As a member of the Class of 1989 (the best class in history), I was probably among a small group of high school seniors who actually did not want to graduate. Perhaps it was the one area I was actually smart in so many years ago. You see, I knew how good things were and how good I had it at the time.
Despite teenage problems which we all thought were the end of the world at the time, when you are a high school senior (or student for that matter) you really have no worries. It was nothing to worry about on the level of being on your own in the real world anyway.
Around my sophomore year of high school I actually began counting down the days to graduation, not with joy, but with dread. I remember trying to put it in the back of mind and telling myself, “You’re just a sophomore. There’s no need to worry about it yet.”
Even when my junior year of high school began, I convinced myself that since my class still had another year to go, there was still no need for panic.
By the following summer, however, I knew graduation was just on the horizon and would be upon my class in the blink of an eye. Our last summer as a high school student had arrived. Our last football season was approaching. Our last everything would occur as that school year progressed.
By the time Christmas break arrived, I knew the inevitable was approaching. There was no stopping it, no delaying it, no applying for a fifth year of high school eligibility (a classmate and I actually joked about that a good bit.)
The night before we graduated, our small class held a cookout with our parents. After our meal and gathering we went to our school gym for a final walk-through for the following evening’s event. While others were having the time of their life, a classmate and I sat on the stage in our gym and talked about how the “good times were coming to an end.” No doubt others laughed at us for our attitude.
Graduation that year did arrive. The ceremony was held and I made it through. Yet, a year doesn’t go by that I don’t think about it and how that event was the starting point of the next chapter in my life.
Truth be told, childhood memories are often a funny thing. We remember what we want to remember. We make the good times into great ones and make the times we didn’t like disappear or, at the least, fade into the back of our minds.
I’m sure high school seniors who are part of the Class of 2011, at least some of them anyway, are feeling those same butterflies as my classmate and I did all those years ago. (Has it really been 21 years since it happened?)
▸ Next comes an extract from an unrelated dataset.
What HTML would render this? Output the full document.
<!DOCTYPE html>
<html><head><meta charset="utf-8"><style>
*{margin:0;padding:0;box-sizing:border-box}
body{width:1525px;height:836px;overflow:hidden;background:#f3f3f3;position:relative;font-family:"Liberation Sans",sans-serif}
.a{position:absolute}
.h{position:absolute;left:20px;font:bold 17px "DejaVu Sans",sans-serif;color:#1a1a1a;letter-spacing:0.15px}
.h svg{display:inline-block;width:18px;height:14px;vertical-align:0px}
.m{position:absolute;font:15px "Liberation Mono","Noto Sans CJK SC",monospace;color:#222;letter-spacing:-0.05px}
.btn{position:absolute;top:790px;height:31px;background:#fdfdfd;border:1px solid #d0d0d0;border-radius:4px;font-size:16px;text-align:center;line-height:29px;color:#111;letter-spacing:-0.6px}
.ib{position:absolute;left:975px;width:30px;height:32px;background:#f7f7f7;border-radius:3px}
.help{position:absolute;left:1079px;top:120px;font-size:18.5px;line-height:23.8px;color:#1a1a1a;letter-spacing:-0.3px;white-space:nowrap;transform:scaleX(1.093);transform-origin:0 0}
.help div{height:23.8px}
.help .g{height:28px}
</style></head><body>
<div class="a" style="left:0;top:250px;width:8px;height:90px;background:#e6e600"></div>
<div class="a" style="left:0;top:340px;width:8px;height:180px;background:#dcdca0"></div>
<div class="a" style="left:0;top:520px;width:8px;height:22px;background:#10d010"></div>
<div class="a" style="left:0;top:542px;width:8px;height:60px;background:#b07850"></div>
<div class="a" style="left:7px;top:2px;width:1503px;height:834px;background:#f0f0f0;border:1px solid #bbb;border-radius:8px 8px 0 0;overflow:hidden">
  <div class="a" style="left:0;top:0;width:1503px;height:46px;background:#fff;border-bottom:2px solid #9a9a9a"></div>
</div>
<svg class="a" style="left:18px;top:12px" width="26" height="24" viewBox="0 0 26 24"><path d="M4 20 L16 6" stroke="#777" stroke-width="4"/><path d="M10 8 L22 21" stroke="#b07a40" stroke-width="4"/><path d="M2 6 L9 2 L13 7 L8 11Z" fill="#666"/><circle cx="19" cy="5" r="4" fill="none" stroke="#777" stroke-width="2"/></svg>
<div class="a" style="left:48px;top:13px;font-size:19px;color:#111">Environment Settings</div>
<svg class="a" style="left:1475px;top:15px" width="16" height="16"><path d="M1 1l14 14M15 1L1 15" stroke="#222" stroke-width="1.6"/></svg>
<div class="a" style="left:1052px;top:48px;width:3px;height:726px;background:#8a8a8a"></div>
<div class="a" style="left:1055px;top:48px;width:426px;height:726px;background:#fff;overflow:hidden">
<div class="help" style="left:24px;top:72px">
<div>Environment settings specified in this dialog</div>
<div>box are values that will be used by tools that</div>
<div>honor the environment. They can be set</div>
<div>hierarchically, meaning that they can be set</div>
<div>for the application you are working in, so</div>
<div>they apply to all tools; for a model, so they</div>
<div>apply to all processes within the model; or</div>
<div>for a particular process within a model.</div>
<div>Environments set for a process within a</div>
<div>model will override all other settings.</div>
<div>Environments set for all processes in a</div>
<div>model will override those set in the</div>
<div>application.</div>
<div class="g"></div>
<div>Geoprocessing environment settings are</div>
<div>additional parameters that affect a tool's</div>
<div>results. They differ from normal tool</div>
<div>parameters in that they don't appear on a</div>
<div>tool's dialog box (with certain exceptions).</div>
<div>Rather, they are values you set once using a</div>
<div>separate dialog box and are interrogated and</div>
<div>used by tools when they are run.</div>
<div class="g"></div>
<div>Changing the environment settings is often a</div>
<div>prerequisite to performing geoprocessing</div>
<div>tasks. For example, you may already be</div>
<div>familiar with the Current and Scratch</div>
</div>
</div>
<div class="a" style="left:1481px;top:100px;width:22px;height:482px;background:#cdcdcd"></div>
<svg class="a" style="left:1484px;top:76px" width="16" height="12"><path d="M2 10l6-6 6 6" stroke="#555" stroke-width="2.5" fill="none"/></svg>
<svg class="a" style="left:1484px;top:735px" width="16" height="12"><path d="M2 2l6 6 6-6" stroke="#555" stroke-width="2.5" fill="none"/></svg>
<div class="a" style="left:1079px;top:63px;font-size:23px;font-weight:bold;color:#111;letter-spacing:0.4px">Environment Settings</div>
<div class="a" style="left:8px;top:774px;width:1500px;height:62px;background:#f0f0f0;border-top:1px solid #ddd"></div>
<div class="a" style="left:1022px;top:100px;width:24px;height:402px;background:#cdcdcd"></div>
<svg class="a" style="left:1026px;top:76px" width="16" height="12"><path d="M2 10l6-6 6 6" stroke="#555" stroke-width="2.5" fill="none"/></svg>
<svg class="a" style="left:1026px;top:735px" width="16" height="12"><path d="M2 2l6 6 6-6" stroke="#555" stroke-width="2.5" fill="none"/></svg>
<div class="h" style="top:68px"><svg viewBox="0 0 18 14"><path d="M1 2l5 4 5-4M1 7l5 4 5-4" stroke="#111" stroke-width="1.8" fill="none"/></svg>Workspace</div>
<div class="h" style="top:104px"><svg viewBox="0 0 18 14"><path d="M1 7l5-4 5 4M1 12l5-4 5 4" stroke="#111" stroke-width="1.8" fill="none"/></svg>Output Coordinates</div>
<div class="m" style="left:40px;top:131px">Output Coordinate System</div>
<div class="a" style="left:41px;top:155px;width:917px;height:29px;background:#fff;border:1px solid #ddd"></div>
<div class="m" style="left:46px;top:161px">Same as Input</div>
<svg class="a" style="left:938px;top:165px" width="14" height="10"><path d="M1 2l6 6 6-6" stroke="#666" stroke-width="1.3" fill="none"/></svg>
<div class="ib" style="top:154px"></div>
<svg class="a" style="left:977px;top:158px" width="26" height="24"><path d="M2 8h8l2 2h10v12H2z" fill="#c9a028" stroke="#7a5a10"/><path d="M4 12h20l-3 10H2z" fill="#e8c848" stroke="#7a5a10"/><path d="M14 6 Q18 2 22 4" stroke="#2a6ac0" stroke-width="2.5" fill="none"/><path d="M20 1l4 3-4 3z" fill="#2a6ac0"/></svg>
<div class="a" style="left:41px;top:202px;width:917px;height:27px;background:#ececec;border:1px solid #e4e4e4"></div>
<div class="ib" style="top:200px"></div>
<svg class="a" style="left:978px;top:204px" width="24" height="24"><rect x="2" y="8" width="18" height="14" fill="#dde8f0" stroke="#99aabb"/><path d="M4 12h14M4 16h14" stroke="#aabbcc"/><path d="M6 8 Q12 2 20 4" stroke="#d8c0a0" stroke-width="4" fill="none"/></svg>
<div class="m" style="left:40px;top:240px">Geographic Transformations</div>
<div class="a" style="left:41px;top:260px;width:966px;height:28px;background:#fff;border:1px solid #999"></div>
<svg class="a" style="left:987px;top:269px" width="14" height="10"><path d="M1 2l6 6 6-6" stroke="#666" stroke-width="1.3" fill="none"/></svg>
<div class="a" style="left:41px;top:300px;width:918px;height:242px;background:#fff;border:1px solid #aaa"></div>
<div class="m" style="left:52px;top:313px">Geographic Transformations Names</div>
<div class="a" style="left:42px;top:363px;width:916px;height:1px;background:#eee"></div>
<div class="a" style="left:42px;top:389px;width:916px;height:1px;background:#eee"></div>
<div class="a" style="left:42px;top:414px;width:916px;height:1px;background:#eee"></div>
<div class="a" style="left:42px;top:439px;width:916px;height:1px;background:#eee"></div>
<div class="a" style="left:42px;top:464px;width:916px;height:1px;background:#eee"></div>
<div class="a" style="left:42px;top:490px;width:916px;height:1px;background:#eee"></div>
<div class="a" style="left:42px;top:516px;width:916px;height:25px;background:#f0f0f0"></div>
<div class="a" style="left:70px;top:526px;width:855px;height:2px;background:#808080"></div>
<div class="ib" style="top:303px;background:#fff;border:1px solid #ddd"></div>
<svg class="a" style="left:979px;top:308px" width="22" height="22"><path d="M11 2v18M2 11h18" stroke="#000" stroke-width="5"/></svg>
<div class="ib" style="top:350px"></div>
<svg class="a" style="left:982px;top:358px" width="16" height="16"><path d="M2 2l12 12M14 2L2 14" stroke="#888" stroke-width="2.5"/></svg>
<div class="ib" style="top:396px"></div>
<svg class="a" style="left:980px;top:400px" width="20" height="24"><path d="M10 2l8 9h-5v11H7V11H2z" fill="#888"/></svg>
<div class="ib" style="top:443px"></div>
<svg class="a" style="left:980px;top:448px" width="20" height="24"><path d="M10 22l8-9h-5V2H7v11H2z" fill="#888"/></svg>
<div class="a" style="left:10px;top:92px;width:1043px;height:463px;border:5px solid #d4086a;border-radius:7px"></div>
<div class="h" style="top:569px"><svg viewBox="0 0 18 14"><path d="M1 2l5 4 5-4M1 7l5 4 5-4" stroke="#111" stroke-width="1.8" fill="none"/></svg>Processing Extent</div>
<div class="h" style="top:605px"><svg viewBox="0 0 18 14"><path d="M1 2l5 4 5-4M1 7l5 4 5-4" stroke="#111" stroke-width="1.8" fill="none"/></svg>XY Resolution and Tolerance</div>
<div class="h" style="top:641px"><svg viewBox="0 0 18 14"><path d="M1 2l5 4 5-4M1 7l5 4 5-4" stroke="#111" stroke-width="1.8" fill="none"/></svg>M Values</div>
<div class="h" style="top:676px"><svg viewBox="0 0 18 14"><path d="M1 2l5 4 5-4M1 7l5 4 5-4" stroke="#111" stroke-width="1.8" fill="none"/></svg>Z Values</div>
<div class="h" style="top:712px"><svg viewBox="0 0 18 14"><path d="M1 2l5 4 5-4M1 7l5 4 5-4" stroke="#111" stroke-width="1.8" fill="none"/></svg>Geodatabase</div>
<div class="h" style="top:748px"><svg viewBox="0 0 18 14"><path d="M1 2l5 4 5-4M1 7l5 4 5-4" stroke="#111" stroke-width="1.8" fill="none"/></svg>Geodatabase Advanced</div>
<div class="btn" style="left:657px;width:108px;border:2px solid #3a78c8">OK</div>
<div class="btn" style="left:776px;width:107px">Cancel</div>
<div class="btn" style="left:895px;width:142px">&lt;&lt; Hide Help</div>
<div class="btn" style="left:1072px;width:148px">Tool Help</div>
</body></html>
Speaking from experience, I can tell them that more good times are ahead. I actually enjoyed the first couple years of college as much as high school and in many ways, even more so. For with graduation came a new found freedom of doing more on your own and beginning to carve out your identity in the world.
There are many more milestones to reach once high school is over. Leaving behind what you’ve always known is never easy. However, opening new doors can also be rewarding and offer a new collection of memories which can be just as rewarding, if not more so. Time will prove I’m right to the seniors in the Class of 2011, but it will be something they have to learn for themselves.
The high school door may be closing for some, but there are literally hundreds more to be opened.